Hyundai’s designers have been hitting hole-in-ones with their designs recently. It really seems like the company can’t help but churn out a hit these days. The Elantra is the same. Bold, aggressive, futuristic. While others play it safe – we’re looking at you, Jetta – the Elantra doubles down on what it thinks is right and is all the better for it.
In addition to striking the right balance between the base Elantra and the bonkers Elantra N, the N Line also does the same thing with its design. The Elantra N may be too much for some, though it’s nowhere near as juvenile as the Honda Civic Type R, but the N Line strikes the right balance of being sporty without screaming about it. Both things are good. It gives the N Line its own feel.
It’s a similar case on the inside where the N Line adds a few sporty touches. There are quite a few N badges, red stitching, red accents, amplified gauges, alloy pedals, and sport seats with the right amount of hug. The Hyundai N Line also has this stick near the center console that you move forward and backward to get the vehicle to move. There’s also this odd pedal to the left of the brake, but more on that later.
You can tell Hyundai’s engineers focused on maintaining the Elantra, while adding the sporty bits, because the rest of the cabin is pure Elantra. That is to say, it has the same excellent infotainment system and roomy cabin, but you’ll also find rough plastics and budget-friendly materials. I mean, they’re what you expect for a vehicle at this price point and the package looks nice, but if you’re jumping into this expecting a quality vehicle, you’re shopping in the wrong place.
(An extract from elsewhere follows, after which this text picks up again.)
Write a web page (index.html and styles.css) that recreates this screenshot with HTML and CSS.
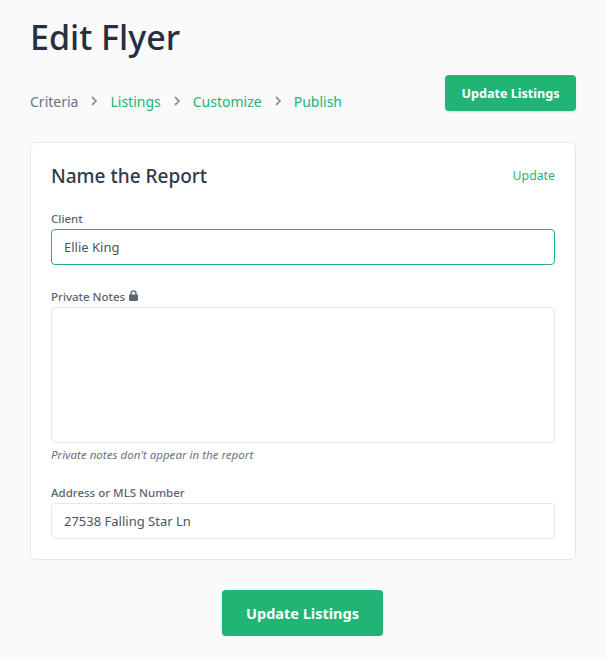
FILE: index.html
```html
<!DOCTYPE html>
<html>
<head>
<title>Edit Flyer</title>
<link rel="stylesheet" href="styles.css">
</head>
<body>
<div class="page">
  <h1 class="title">Edit Flyer</h1>

  <div class="topbar">
    <nav class="steps">
      <span class="step">Criteria</span>
      <svg class="chevron" viewBox="0 0 8 12"><path d="M2 2l4 4-4 4"/></svg>
      <a class="step link" href="#">Listings</a>
      <svg class="chevron" viewBox="0 0 8 12"><path d="M2 2l4 4-4 4"/></svg>
      <a class="step link" href="#">Customize</a>
      <svg class="chevron" viewBox="0 0 8 12"><path d="M2 2l4 4-4 4"/></svg>
      <a class="step link" href="#">Publish</a>
    </nav>
    <button class="btn btn-small">Update Listings</button>
  </div>

  <div class="card">
    <div class="card-head">
      <h2 class="card-title">Name the Report</h2>
      <a class="link update" href="#">Update</a>
    </div>

    <label class="label label-client">Client</label>
    <input class="field field-focus" type="text" value="Ellie King">

    <label class="label label-notes">Private Notes
      <svg class="lock" viewBox="0 0 10 12"><path d="M1.5 5V3.6a3.5 3.3 0 0 1 7 0V5h.2c.7 0 1.3.5 1.3 1.2v4.6c0 .7-.6 1.2-1.3 1.2H1.3C.6 12 0 11.500 0 10.800V6.200C0 5.500.6 5 1.300 5zm1.500 0h4V3.600a2 2 0 0 0-4 0z"/></svg>
    </label>
    <textarea class="field notes"></textarea>
    <p class="hint">Private notes don't appear in the report</p>

    <label class="label label-address">Address or MLS Number</label>
    <input class="field" type="text" value="27538 Falling Star Ln">
  </div>

  <div class="bottom">
    <button class="btn btn-large">Update Listings</button>
  </div>
</div>
</body>
</html>
```

FILE: styles.css
```css
* {
  box-sizing: border-box;
}
body {
  margin: 0;
  background: #fafafa;
  font-family: "Noto Sans", sans-serif;
  color: #252f3f;
}
.page {
  padding: 0 29px 0 30px;
}
.title {
  margin: 0;
  padding-top: 12px;
  font-size: 34px;
  line-height: 50px;
  font-weight: 500;
}
.topbar {
  display: flex;
  justify-content: space-between;
  align-items: flex-start;
  margin-top: 13px;
  height: 67px;
}
.steps {
  display: flex;
  align-items: center;
  margin-top: 14px;
  height: 24px;
  font-size: 14px;
}
.step {
  color: #6b7280;
}
.link {
  color: #20b574;
  text-decoration: none;
}
.chevron {
  width: 8px;
  height: 12px;
  margin: 0 12px;
  fill: none;
  stroke: #8f96a3;
  stroke-width: 1.8;
}
.btn {
  border: 0;
  border-radius: 4px;
  background: #20b574;
  color: #fff;
  font-family: "Noto Sans", sans-serif;
  font-weight: 700;
  box-shadow: 0 1px 2px rgba(0, 0, 0, 0.15);
}
.btn-small {
  width: 131px;
  height: 36px;
  font-size: 12.6px;
}
.btn-large {
  width: 161px;
  height: 46px;
  font-size: 14.5px;
}
.card {
  height: 418px;
  padding: 0 20px;
  background: #fff;
  border: 1px solid #e5e7eb;
  border-radius: 6px;
}
.card-head {
  display: flex;
  justify-content: space-between;
  align-items: center;
  height: 65px;
}
.card-title {
  margin: 0;
  font-size: 19px;
  font-weight: 500;
  color: #2f3a4a;
}
.update {
  font-size: 12.3px;
}
.label {
  display: block;
  font-size: 11.5px;
  line-height: 16px;
  font-weight: 500;
  color: #5b6472;
}
.label-client {
  margin-top: 3px;
  margin-bottom: 2px;
}
.label-notes {
  margin-top: 24px;
  margin-bottom: 2px;
}
.label-address {
  margin-top: 22px;
  margin-bottom: 2px;
}
.lock {
  width: 9px;
  height: 11px;
  margin-left: 1px;
  fill: #5b6472;
  fill-rule: evenodd;
}
.field {
  display: block;
  width: 100%;
  height: 36px;
  padding: 0 12px;
  background: #fff;
  border: 1px solid #e5e7eb;
  border-radius: 4px;
  font-family: "Noto Sans", sans-serif;
  font-size: 13px;
  color: #4b5563;
  outline: none;
}
.field-focus {
  border-color: #20b574;
}
.notes {
  height: 136px;
  resize: none;
}
.hint {
  margin: 4px 0 0;
  font-size: 11.55px;
  line-height: 16px;
  font-style: italic;
  color: #6b7280;
}
.bottom {
  display: flex;
  justify-content: center;
  margin-top: 30px;
  padding-right: 1px;
}
```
My first car was a 2003 Nissan Sentra SE-R Spec V. I loved that thing. It wasn’t powerful, but the way it zipped around on a windy road helped me get into cars. I miss that thing and sorely wish I didn’t sell it. Anyways, the 2021 Elantra N Line may be 18 years newer than my old Sentra, but it feels just like it. There’s just enough power to where you can have fun, but not enough to land in jail. The handling is sharp, predictable, and, most importantly, enjoyable.
Without premium materials to weigh it down, the N Line feels light and nimble, willing to turn without a lot of body roll. It doesn’t have the trick suspension you’ll find in the Elantra N or a limited-slip differential, but it offers plenty of grip with little torque steer. When you’re not bearing down on a V6-powered Ford Mustang, the N Line has a slightly harsh ride, but it’s nothing too bad.
That funky stick near the center console is fun to use. It has tight gearing with a satisfying throw, but the pedals could be placed slightly closer together for better heel-and-toe. This is, though, one of the easier cars to heel-and-toe in because of its light clutch.
This isn’t a number’s car. The N Line doesn’t have the same lateral grip or zero-to-60 mph times as its competitors, but it’s still fun. And, when your little stretch of enjoyment is over, you won’t hate the ride back. You’ll also have a sore back because of all the money you saved that’s in your back pocket.
The 2021 Hyundai Elantra N Line may be a new car with modern tech and a futuristic design, but its old-school approach of affordable fun is something a lot of people can get behind. It’s nearly just as fun as its competitors, while being priced thousands – not hundreds – less. That goes a long way in gas, tires, track day fees, and gear. You won’t post the quickest lap times in the N Line, but you’ll be having fun. At the end of the day, that’s all you really need.